The two music titans performed “Bring The Noise,” their collaboration from the 1991 Anthrax album Attack of the Killer B’s. The moment Anthrax singer Scott Ian asked the crowd if they could “bring the noise,” they knew what was coming. But they probably didn’t expect Chuck D to pop up out of nowhere and deliver his verses.

Granted, Chuck D admitted in a Twitter post it was a bit harder to do than it was 30 years ago. As he noted on Twitter, “It’s why @publicenemyftp @anthrax was unmatched so you rapper listeners take note. It’s speed thrashing (& moving). I was done by mid 3rd verse. Played it off. I’m no longer 31-impossible to ramp up 0-200 bpm off sidestage on the hardest fasted band on Earth.”

Still, the crowd lit up like a Christmas tree as Chuck and Anthrax tore through the song, while another video showed several fans rapping every word.

Public Enemy’s “Bring The Noise” was originally featured on the soundtrack to the 1987 film Less Than Zero but released as a single later that year. It then became the first song on Public Enemy’s 1988 album, It Takes a Nation of Millions To Hold Us Back.

The single reached No. 56 on the Billboard Hot R&B/Hip Hop Songs chart, while the album itself peaked at No. 42 on the Billboard 200. However, it landed at No. 1 on the Billboard Top Black Albums.

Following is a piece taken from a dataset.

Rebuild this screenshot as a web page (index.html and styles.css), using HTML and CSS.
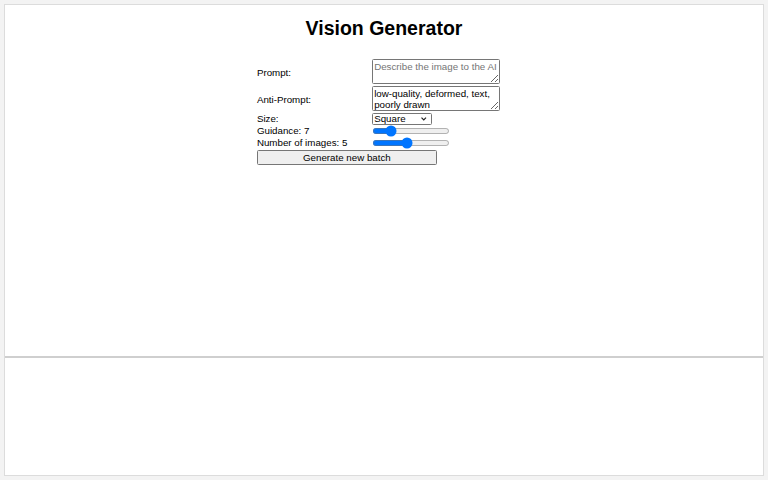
FILE: index.html
```html
<!DOCTYPE html>
<html>
<head>
<meta charset="utf-8">
<link rel="stylesheet" href="styles.css">
</head>
<body>
<div class="frame">
  <div class="top">
    <div class="scaled">
      <h1 class="title">Vision Generator</h1>
      <div class="form">
        <label class="lbl">Prompt:</label>
        <div class="cell"><textarea class="ta" placeholder="Describe the image to the AI"></textarea></div>
        <label class="lbl">Anti-Prompt:</label>
        <div class="cell"><textarea class="ta">low-quality, deformed, text, poorly drawn</textarea></div>
        <label class="lbl">Size:</label>
        <div class="cell row">
          <div class="selwrap">
            <select class="sel"><option>Square</option><option>Portrait</option><option>Landscape</option></select>
            <svg class="chev" width="10" height="10" viewBox="0 0 10 10"><path d="M2 3.5 L5 6.5 L8 3.5" fill="none" stroke="#222" stroke-width="1.6"/></svg>
          </div>
        </div>
        <label class="lbl">Guidance: 7</label>
        <div class="cell row"><input class="rng" type="range" min="1" max="30" value="7"></div>
        <label class="lbl">Number of images: 5</label>
        <div class="cell row"><input class="rng" type="range" min="1" max="10" value="5"></div>
        <button class="btn">Generate new batch</button>
      </div>
    </div>
  </div>
  <div class="bottom"></div>
</div>
</body>
</html>
```
FILE: styles.css
```css
html, body {
  margin: 0;
  padding: 0;
  height: 100%;
}
body {
  background: #f3f3f3;
  font-family: "Liberation Sans", Arial, sans-serif;
  padding: 4px;
  box-sizing: border-box;
}
.frame {
  height: 100%;
  background: #fff;
  border: 1px solid #dcdcdc;
  box-sizing: border-box;
  display: flex;
  flex-direction: column;
}
.top {
  height: 353px;
  border-bottom: 2px solid #cfcfcf;
  box-sizing: border-box;
}
.bottom {
  flex: 1;
}
.scaled {
  zoom: 0.75;
}
.title {
  font-size: 26px;
  font-weight: bold;
  text-align: center;
  margin: 16px 0 0;
  line-height: 30px;
  color: #000;
}
.form {
  width: 339px;
  margin: 26px auto 0;
  display: grid;
  grid-template-columns: 153px 186px;
  align-items: center;
  font-size: 13px;
  color: #000;
}
.lbl {
  line-height: 16px;
}
.cell {
  display: flex;
  align-items: center;
}
.row {
  height: 16px;
}
.ta {
  display: block;
  width: 171px;
  height: 33px;
  box-sizing: border-box;
  font-family: "Liberation Sans", Arial, sans-serif;
  font-size: 13px;
  line-height: 15px;
  padding: 1px 2px;
  margin: 0 0 3px;
  border: 1px solid #767676;
  border-radius: 2px;
  resize: vertical;
  overflow: hidden;
  color: #000;
}
.ta::placeholder {
  color: #757575;
}
.selwrap {
  width: 81px;
  height: 17px;
  box-sizing: border-box;
  border: 1px solid #767676;
  border-radius: 2px;
  display: flex;
  align-items: center;
  background: #fff;
}
.sel {
  appearance: none;
  -webkit-appearance: none;
  border: none;
  outline: none;
  background: transparent;
  flex: 1;
  min-width: 0;
  height: 15px;
  font-family: "Liberation Sans", Arial, sans-serif;
  font-size: 13px;
  line-height: 15px;
  padding: 0 0 0 2px;
  margin: 0;
  color: #000;
}
.chev {
  flex: none;
  margin-right: 5px;
}
.rng {
  width: 104px;
  margin: 0;
}
.btn {
  grid-column: 1 / 3;
  width: 240px;
  height: 20px;
  padding: 0;
  margin-top: 1px;
  font-family: "Liberation Sans", Arial, sans-serif;
  font-size: 13px;
  color: #000;
  background: #efefef;
  border: 1px solid #767676;
  border-radius: 2px;
}
```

It has since been certified platinum by the Recording Industry Association of America (RIAA).

Chuck D, of course, is one of Hip Hop’s most revolutionary voices. Along with Flavor Flav, Professor Griff, Terminator X and the rest of the Bomb Squad, he released over 15 albums under the Public Enemy umbrella, including 1987’s Yo! Bum Rush The Show, 1990’s Fear of a Black Planet and 1991’s Apocalypse ’91…The Enemy Strikes Black. 

The group was inducted into the Rock and Roll Hall of Fame in 2013 by Harry Belafonte and director Spike Lee, one of only a handful of Hip Hop groups to receive the honor.